(The author is a Reuters Breakingviews columnist. The opinions expressed are his own.)

HONG KONG  - The largest buyout of a U.S-listed Chinese company looks like an easy sale. A group including private equity firms Warburg Pincus and General Atlantic are leading an $8.7 billion deal for classifieds site 58.com. The 20% premium is decent for a business that has fallen out of favour and provides a clean exit from an inhospitable market.

Known as China’s answer to Craigslist, 58.com has had a rough ride as a public company. After listing in New York seven years ago, its shares peaked at nearly $90 apiece in 2018 before beginning a downward slide. Feverish competition was partly to blame. U.S. fund managers also started gravitating toward sexier video-streaming and e-commerce options. Covid-19 has slowed new property and jobs listings, which will weigh on advertising revenue.

Even so, the offer – a fifth higher than the undisturbed share price in April, when 58.com first disclosed the approach – values the company at roughly 19 times forecast 2021 earnings, broadly in line with smaller rival 51job.

Classifieds may be comparatively boring these days, but it’s a high-margin business with predictable cash flows that has been lucrative for private equity before. In 2018, Hellman & Friedman more than tripled its money from Germany’s Scout24, while Apax Partners quintupled its investment in Britain’s Auto Trader.

58.com should be no exception. Its rate of growth may be decelerating, but it also increased sales 19% last year to $2.2 billion. The company has no debt, making it easier for the buying consortium to use some of the $3.5 billion it is borrowing to juice returns. 58.com Chief Executive Jinbo Yao and his backers will ultimately need to win over Chinese internet giant Tencent, which holds a decisive 28% voting stake.

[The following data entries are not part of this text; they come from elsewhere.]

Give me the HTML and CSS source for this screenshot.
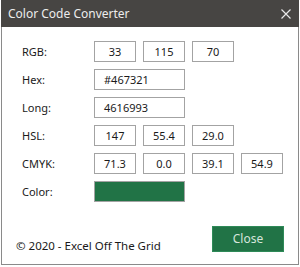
FILE: index.html
```html
<!DOCTYPE html>
<html lang="en">
<head>
    <meta charset="UTF-8">
    <meta name="viewport" content="width=device-width, initial-scale=1.0">
    <title>Color Code Converter</title>
    <link rel="stylesheet" href="styles.css">
</head>
<body>
    <div class="window">
        <div class="title-bar">
            <span class="title">Color Code Converter</span>
            <svg class="close-x" width="10" height="10" viewBox="0 0 10 10">
                <path d="M0.5 0.5 L9.5 9.5 M9.5 0.5 L0.5 9.5" stroke="#e8e8e8" stroke-width="1.2" fill="none"/>
            </svg>
        </div>
        <div class="content">
            <div class="fields">
                <div class="row">
                    <span class="label">RGB:</span>
                    <div class="box num">33</div>
                    <div class="box num">115</div>
                    <div class="box num">70</div>
                </div>
                <div class="row">
                    <span class="label">Hex:</span>
                    <div class="box wide">#467321</div>
                </div>
                <div class="row">
                    <span class="label">Long:</span>
                    <div class="box wide">4616993</div>
                </div>
                <div class="row">
                    <span class="label">HSL:</span>
                    <div class="box num">147</div>
                    <div class="box num">55.4</div>
                    <div class="box num">29.0</div>
                </div>
                <div class="row">
                    <span class="label">CMYK:</span>
                    <div class="box num">71.3</div>
                    <div class="box num">0.0</div>
                    <div class="box num">39.1</div>
                    <div class="box num">54.9</div>
                </div>
                <div class="row">
                    <span class="label">Color:</span>
                    <div class="box wide swatch"></div>
                </div>
            </div>
            <div class="footer">
                <span class="copyright">© 2020 - Excel Off The Grid</span>
                <button class="close-btn">Close</button>
            </div>
        </div>
    </div>
</body>
</html>
```

FILE: styles.css
```css
body, html {
    margin: 0;
    padding: 0;
    background: #ffffff;
    font-family: "Noto Sans", "Open Sans", Arial, sans-serif;
}

.window {
    width: 298px;
    height: 265px;
    margin-left: 1px;
    box-sizing: border-box;
    border: 1px solid #8a8a8a;
    border-top: none;
    background: #ffffff;
    display: flex;
    flex-direction: column;
}

.title-bar {
    height: 27px;
    background: #474543;
    margin: 0 -1px;
    display: flex;
    align-items: center;
    justify-content: space-between;
    padding: 0 8px 0 7px;
}

.title {
    color: #ececec;
    font-size: 12px;
}

.close-x {
    display: block;
}

.content {
    flex: 1;
    display: flex;
    flex-direction: column;
    padding: 14px 14px 0 20px;
}

.fields {
    display: flex;
    flex-direction: column;
    gap: 7px;
}

.row {
    display: flex;
    align-items: center;
    gap: 7px;
    height: 21px;
}

.label {
    width: 65px;
    font-size: 11px;
    color: #1a1a1a;
}

.box {
    height: 21px;
    box-sizing: border-box;
    border: 1px solid #a3a3a3;
    font-size: 11px;
    color: #1a1a1a;
    display: flex;
    align-items: center;
}

.num {
    width: 42px;
    justify-content: center;
}

.wide {
    width: 91px;
    padding-left: 9px;
}

.swatch {
    background: #217346;
    border-color: #a3a3a3;
}

.footer {
    display: flex;
    align-items: center;
    justify-content: space-between;
    margin-top: 22px;
}

.copyright {
    font-size: 11.5px;
    color: #1a1a1a;
    margin-left: -6px;
    margin-top: 14px;
}

.close-btn {
    width: 72px;
    height: 26px;
    background: #217346;
    border: 1px solid #2e8a58;
    color: #d6e6dc;
    font-family: "Noto Sans", "Open Sans", Arial, sans-serif;
    font-size: 12px;
    padding: 0;
}
```
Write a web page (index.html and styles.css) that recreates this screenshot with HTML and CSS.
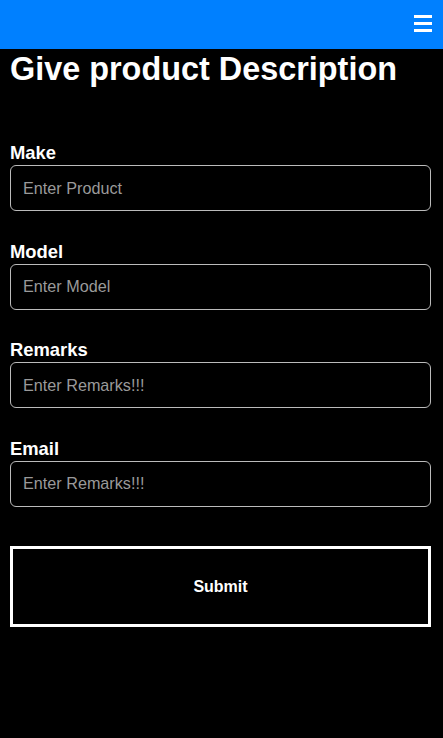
FILE: index.html
```html
<!DOCTYPE html>
<html lang="en">
<head>
    <meta charset="UTF-8">
    <meta name="viewport" content="width=device-width, initial-scale=1.0">
    <title>Product Description</title>
    <link rel="stylesheet" href="styles.css">
</head>
<body>
    <nav class="topbar">
        <button class="menu-btn" type="button" aria-label="Menu">
            <svg width="18" height="18" viewBox="0 0 18 18">
                <rect x="0" y="1" width="18" height="3" fill="#fff"/>
                <rect x="0" y="8" width="18" height="3" fill="#fff"/>
                <rect x="0" y="15" width="18" height="3" fill="#fff"/>
            </svg>
        </button>
    </nav>
    <main class="content">
        <h1>Give product Description</h1>
        <form id="productForm" class="product-form">
            <div class="field">
                <label for="make">Make</label>
                <input type="text" id="make" placeholder="Enter Product">
            </div>
            <div class="field">
                <label for="model">Model</label>
                <input type="text" id="model" placeholder="Enter Model">
            </div>
            <div class="field">
                <label for="remarks">Remarks</label>
                <input type="text" id="remarks" placeholder="Enter Remarks!!!">
            </div>
            <div class="field">
                <label for="email">Email</label>
                <input type="text" id="email" placeholder="Enter Remarks!!!">
            </div>
            <button type="button" class="submit-btn">Submit</button>
        </form>
    </main>
</body>
</html>
```

FILE: styles.css
```css
html, body {
    height: 100%;
}

body {
    margin: 0;
    background-color: #000;
    color: #fff;
    font-family: "Liberation Sans", Arial, sans-serif;
}

.topbar {
    height: 49px;
    background-color: #0080ff;
    display: flex;
    justify-content: flex-end;
    align-items: flex-start;
}

.menu-btn {
    background: none;
    border: none;
    padding: 0;
    margin: 14px 11px 0 0;
    width: 18px;
    height: 18px;
    cursor: pointer;
}

.menu-btn svg {
    display: block;
}

.content {
    padding: 0 12px 0 10px;
}

h1 {
    font-size: 32.4px;
    line-height: 37px;
    margin: 2px 0 0;
}

.product-form {
    display: flex;
    flex-direction: column;
    gap: 29.6px;
    margin-top: 54px;
}

.field {
    display: flex;
    flex-direction: column;
    gap: 2px;
}

label {
    font-weight: bold;
    font-size: 18.4px;
    line-height: 21px;
}

input[type="text"] {
    height: 46px;
    box-sizing: border-box;
    padding: 0 12px;
    background-color: #000;
    color: #fff;
    border: 1px solid #bbb;
    border-radius: 6px;
    font-family: "Liberation Sans", Arial, sans-serif;
    font-size: 16.2px;
}

input::placeholder {
    color: #9a9a9a;
}

.submit-btn {
    margin-top: 10px;
    height: 81px;
    background-color: #000;
    color: #fff;
    border: 3px solid #fff;
    font-family: "Liberation Sans", Arial, sans-serif;
    font-weight: bold;
    font-size: 16px;
    cursor: pointer;
}
```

Leaving New York will give 58.com an increasingly popular option of returning home, where tech valuations are typically higher. Peers such as JD.com and NetEase have established secondary listings in Hong Kong in part to hedge a U.S. backlash against Chinese companies, but they have more Covid-19-proof business models, making their listings an easier sell. Sitting out the pandemic in private hands looks smarter for 58.com. And a better reception probably awaits someday in Hong Kong or Shanghai.

 

CONTEXT NEWS

- New York-listed Chinese online classifieds company 58.com on June 15 agreed to be taken private by a consortium of investors including private equity firms Warburg Pincus, General Atlantic and Ocean Link Partners and Jinbo Yao, the company’s chief executive.

- The consortium will pay $56 for each American depositary share, valuing the company’s equity at roughly $8.7 billion.

- The price represents a premium of 19.9% to the closing price of the company's shares on April 1, the last trading day prior to its announcement of its receipt of the original take-private proposal.

- 58.com’s shares closed up 9.6% at $54.58 on June 15.

 

(The author is a Reuters Breakingviews columnist. The opinions expressed are his own.)